## SET TASK
Print again only this span: the line with "Rebuild this screenshot", the line with "string; time: string;", and all lines between them, exactly as given.

## SOURCE DATA
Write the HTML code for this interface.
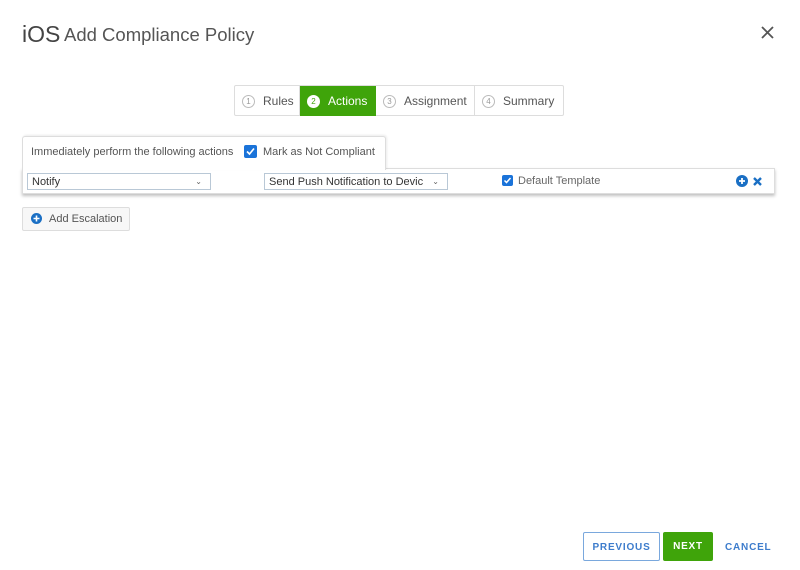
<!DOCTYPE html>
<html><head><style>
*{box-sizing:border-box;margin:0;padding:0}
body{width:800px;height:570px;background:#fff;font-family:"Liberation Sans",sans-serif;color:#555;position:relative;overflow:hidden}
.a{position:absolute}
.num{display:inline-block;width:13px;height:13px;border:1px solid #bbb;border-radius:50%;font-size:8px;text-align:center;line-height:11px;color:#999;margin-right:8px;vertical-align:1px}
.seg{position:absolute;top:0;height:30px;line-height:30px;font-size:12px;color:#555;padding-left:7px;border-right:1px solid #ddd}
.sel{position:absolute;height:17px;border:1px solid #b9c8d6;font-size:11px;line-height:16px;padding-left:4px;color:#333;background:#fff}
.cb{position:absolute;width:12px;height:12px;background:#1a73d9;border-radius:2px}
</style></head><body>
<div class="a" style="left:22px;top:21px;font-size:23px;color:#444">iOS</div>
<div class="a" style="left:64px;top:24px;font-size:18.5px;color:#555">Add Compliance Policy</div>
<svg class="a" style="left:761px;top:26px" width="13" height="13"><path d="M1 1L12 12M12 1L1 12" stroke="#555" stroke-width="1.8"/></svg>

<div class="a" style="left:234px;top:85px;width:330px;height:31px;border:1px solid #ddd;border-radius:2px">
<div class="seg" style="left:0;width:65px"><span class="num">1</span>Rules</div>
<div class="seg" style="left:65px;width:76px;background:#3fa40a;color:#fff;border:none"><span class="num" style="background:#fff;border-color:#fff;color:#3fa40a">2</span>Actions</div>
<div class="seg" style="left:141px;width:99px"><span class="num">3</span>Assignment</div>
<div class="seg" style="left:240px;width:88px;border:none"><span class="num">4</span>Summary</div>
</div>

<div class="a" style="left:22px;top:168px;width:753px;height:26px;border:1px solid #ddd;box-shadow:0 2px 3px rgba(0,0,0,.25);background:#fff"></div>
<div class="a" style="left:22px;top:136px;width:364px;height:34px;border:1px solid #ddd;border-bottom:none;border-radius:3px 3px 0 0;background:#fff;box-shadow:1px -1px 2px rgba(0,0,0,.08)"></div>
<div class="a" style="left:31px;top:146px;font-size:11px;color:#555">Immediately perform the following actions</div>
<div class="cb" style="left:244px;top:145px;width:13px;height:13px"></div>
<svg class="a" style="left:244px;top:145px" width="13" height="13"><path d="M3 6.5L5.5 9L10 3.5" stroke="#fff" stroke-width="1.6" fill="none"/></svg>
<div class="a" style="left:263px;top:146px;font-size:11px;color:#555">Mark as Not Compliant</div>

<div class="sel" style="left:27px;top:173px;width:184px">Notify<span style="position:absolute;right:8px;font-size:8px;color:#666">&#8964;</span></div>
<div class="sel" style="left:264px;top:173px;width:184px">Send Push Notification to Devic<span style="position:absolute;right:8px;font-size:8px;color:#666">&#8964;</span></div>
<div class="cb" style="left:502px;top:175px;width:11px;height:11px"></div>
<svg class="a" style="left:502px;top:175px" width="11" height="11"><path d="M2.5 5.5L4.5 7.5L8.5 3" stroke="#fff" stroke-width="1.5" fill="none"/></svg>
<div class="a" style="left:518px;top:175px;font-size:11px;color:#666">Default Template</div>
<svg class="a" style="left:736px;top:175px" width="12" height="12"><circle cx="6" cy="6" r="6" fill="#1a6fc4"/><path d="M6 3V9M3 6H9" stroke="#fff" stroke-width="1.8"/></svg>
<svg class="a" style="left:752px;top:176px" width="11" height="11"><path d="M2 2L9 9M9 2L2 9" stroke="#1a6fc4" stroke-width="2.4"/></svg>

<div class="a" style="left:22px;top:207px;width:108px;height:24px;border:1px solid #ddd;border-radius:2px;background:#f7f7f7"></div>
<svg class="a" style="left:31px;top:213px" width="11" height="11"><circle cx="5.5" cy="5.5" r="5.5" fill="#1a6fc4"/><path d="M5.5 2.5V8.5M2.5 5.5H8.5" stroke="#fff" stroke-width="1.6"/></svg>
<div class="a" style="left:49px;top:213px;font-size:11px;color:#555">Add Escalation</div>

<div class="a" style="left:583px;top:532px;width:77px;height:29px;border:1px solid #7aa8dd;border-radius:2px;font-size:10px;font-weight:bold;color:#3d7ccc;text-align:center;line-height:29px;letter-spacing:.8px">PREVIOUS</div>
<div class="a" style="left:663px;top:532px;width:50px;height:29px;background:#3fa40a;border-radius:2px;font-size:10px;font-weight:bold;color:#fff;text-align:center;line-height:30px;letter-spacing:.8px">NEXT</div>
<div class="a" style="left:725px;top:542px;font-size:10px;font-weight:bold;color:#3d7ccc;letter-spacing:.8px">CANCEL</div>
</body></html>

...

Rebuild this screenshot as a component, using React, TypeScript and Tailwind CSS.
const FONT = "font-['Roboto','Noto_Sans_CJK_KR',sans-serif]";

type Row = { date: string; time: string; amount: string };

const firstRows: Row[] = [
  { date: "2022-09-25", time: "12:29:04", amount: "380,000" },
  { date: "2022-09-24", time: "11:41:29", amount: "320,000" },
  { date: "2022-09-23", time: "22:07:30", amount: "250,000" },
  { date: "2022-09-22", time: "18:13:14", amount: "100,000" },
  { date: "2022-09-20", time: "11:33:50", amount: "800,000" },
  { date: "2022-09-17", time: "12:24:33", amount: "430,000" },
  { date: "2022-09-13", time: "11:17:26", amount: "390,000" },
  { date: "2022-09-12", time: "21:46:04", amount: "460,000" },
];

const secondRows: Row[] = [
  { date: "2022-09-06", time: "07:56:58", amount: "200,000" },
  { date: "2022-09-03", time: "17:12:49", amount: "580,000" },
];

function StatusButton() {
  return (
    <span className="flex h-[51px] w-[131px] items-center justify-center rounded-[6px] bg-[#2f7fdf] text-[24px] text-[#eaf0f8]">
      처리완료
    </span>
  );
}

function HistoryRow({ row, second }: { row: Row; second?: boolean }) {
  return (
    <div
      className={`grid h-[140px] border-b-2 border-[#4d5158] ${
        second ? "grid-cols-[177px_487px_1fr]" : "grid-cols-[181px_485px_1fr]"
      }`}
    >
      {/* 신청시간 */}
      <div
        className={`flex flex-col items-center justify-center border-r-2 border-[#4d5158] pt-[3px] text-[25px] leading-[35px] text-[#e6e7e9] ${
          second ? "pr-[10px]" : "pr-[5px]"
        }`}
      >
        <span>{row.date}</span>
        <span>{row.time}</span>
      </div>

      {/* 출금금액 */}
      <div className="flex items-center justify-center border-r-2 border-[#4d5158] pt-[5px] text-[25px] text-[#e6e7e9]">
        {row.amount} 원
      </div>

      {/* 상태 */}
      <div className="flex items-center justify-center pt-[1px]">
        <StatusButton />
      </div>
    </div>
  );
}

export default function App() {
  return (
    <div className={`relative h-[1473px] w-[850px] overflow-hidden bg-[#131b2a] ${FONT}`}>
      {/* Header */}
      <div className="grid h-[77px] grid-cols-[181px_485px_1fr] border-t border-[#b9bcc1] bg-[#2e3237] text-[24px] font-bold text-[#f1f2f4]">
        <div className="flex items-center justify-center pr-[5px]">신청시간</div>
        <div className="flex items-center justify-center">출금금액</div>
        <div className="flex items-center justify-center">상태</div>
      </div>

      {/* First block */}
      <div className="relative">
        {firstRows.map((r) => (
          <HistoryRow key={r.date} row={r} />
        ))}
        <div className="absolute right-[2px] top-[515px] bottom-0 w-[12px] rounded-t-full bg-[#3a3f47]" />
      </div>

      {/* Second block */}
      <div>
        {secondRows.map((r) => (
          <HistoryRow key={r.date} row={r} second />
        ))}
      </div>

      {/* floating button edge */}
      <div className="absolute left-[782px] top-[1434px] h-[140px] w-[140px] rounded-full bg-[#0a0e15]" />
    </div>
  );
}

--

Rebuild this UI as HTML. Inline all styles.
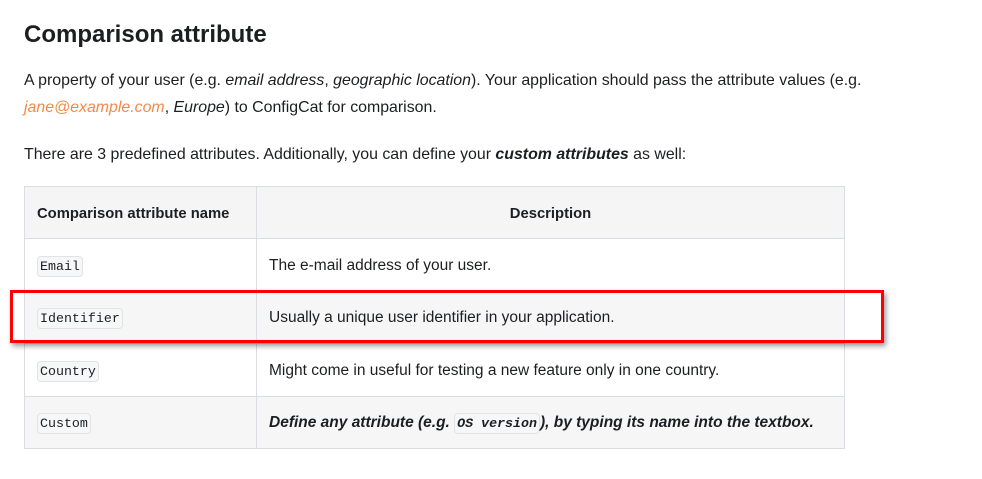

## OUTPUT
Rebuild this screenshot as a component, using React, TypeScript and Tailwind CSS.
const FONT = "font-['Roboto','Noto_Sans_CJK_KR',sans-serif]";

type Row = { date: string; time: string; amount: string };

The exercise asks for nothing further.